> **Directions**:
Determine how many lines of this material contain "with". Give only the number.
— begin Information shown —
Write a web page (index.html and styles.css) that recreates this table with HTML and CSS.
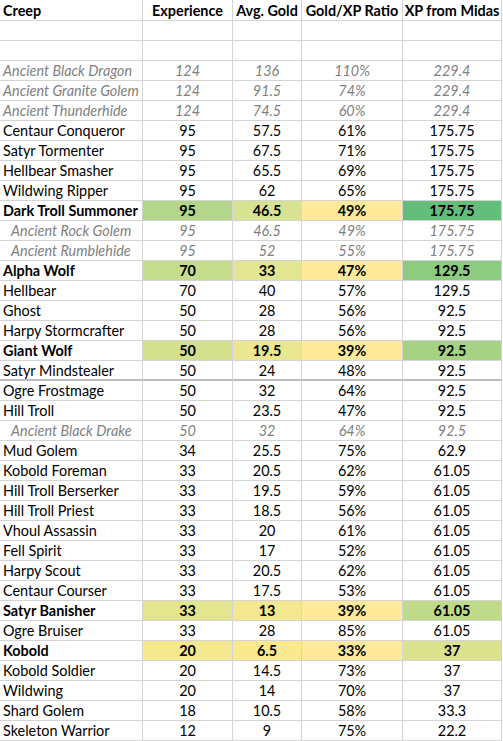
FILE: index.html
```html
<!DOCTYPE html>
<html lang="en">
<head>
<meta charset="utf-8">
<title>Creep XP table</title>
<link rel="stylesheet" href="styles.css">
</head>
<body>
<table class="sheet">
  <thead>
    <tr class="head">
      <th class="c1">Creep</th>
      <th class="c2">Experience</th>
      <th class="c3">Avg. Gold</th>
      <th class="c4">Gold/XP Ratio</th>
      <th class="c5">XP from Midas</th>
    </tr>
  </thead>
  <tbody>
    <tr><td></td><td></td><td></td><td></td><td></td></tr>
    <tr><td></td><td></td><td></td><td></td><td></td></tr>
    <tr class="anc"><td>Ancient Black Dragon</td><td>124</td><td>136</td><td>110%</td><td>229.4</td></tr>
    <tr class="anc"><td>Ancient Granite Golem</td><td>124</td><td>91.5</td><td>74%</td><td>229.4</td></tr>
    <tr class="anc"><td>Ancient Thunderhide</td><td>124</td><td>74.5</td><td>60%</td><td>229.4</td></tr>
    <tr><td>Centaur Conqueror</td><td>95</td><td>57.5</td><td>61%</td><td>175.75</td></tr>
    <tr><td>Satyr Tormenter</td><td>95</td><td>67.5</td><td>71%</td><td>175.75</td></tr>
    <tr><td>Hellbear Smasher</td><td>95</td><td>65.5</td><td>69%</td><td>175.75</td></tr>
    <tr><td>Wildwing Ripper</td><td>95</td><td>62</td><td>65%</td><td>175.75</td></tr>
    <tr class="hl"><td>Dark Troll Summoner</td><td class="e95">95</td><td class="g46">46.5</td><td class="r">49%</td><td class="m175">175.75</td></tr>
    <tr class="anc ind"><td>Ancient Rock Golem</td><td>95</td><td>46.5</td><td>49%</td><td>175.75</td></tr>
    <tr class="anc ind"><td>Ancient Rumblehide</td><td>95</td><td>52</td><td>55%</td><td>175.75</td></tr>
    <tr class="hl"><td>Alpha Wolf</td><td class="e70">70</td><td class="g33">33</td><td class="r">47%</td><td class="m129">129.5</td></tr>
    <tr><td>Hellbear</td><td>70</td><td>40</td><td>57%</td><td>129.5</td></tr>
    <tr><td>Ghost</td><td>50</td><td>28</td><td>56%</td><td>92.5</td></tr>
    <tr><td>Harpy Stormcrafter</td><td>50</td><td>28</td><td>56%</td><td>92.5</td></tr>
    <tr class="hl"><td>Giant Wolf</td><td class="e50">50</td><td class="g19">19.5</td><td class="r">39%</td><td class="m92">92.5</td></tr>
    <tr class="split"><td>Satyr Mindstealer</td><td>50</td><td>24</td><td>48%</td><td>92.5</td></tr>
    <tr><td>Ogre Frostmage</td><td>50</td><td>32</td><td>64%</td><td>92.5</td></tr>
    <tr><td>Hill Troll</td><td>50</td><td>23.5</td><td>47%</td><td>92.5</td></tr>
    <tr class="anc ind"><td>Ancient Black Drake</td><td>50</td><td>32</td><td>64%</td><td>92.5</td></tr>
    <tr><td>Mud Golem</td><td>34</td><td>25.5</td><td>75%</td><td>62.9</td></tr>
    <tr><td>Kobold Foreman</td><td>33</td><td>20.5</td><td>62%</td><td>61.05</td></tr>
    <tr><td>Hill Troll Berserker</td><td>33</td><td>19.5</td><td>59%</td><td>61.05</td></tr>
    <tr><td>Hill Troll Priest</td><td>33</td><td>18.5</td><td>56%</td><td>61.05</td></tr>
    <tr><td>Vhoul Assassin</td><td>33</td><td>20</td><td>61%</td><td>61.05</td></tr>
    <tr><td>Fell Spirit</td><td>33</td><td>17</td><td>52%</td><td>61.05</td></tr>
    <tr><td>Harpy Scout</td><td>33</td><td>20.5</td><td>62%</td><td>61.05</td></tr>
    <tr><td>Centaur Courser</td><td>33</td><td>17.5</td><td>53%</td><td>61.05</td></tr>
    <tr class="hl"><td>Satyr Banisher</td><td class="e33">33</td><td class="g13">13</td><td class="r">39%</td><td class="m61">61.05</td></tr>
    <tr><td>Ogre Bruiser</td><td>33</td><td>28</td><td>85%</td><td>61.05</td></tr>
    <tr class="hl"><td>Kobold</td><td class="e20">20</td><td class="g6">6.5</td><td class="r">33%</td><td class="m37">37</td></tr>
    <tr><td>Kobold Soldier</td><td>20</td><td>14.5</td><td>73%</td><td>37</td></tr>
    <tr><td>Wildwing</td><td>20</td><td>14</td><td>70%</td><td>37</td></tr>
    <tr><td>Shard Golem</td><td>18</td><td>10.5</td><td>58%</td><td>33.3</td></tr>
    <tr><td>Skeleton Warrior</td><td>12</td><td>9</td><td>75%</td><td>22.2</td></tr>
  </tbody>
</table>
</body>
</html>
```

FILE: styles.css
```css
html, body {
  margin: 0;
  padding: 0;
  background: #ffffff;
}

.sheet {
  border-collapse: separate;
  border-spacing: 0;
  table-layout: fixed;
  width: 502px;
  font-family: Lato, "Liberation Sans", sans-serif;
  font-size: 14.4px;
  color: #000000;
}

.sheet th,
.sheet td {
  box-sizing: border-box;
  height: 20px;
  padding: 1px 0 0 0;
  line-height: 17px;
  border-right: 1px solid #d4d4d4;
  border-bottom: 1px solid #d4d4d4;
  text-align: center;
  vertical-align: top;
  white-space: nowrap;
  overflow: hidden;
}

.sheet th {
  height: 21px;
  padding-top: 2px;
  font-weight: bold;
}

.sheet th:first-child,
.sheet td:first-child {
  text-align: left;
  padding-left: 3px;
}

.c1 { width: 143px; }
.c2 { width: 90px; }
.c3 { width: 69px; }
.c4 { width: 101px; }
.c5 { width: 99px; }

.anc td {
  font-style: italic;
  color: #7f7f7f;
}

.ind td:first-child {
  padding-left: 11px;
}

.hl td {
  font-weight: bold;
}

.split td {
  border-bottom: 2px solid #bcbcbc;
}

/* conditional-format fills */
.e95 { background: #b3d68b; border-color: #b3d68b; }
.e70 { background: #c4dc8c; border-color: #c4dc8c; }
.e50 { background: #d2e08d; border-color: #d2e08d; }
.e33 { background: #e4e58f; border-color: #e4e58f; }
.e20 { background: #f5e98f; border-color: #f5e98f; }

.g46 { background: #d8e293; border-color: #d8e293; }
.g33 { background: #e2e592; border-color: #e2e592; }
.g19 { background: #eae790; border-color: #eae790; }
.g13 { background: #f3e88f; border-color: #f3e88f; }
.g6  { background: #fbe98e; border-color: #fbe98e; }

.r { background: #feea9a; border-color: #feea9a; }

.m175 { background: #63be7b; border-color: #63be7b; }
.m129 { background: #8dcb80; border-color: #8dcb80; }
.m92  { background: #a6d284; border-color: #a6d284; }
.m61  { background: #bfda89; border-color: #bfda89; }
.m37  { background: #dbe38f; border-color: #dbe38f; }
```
— end Information shown —
— begin Information shown —
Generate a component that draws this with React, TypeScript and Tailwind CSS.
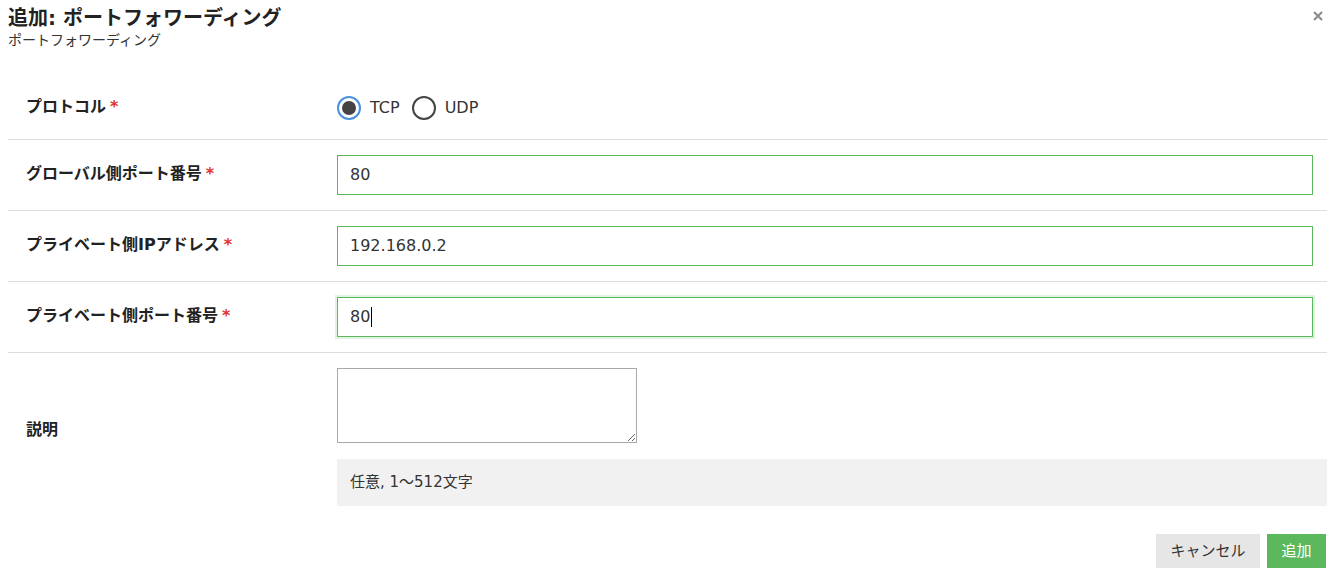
— end Information shown —
— begin Information shown —
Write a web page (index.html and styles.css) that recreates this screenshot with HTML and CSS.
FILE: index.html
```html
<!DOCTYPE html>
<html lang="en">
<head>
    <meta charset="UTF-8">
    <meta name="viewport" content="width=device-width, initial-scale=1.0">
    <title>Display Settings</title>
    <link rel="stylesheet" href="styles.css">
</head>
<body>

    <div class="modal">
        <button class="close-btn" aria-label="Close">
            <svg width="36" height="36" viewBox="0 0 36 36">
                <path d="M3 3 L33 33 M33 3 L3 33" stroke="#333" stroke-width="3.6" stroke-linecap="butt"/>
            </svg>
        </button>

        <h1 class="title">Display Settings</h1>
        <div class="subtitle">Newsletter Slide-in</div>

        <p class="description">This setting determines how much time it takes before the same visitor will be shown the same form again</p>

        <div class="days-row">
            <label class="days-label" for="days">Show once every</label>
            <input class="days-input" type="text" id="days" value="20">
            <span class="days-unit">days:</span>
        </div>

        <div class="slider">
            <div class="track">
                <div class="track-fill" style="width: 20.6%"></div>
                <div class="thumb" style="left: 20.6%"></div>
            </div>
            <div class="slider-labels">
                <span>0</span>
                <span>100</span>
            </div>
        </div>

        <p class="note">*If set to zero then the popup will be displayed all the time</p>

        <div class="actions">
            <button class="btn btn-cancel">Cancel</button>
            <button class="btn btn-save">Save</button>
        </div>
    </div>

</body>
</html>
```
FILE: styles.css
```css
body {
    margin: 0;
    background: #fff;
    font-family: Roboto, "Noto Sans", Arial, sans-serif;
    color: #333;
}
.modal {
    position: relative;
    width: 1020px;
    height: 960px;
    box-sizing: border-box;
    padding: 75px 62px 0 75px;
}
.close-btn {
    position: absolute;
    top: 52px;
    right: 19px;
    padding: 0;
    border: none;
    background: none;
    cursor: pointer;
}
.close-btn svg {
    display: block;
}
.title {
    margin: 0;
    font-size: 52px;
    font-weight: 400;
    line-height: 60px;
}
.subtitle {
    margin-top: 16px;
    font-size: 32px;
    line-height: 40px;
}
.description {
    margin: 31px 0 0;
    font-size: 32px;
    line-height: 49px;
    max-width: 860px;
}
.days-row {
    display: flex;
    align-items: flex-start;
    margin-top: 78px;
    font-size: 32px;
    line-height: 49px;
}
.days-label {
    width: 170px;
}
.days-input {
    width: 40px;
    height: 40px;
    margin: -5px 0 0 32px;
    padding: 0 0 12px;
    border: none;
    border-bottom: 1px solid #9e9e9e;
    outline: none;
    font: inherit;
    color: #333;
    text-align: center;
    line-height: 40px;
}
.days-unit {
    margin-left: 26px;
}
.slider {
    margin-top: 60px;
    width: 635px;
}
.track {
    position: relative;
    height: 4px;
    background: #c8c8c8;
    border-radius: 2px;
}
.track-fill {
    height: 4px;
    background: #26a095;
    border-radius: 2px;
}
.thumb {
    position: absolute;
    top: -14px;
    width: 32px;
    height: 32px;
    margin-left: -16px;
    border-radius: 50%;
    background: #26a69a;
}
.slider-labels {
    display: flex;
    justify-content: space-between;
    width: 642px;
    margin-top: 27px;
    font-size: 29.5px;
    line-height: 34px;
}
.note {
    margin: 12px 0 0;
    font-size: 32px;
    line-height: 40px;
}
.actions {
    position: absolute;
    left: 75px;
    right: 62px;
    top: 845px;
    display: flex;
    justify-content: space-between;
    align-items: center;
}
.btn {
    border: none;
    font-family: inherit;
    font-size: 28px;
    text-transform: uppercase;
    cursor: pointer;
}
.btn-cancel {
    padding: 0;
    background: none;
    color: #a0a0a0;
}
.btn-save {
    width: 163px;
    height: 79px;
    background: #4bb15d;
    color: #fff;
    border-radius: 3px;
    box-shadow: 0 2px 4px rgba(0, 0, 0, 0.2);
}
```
— end Information shown —
> **In response**:
3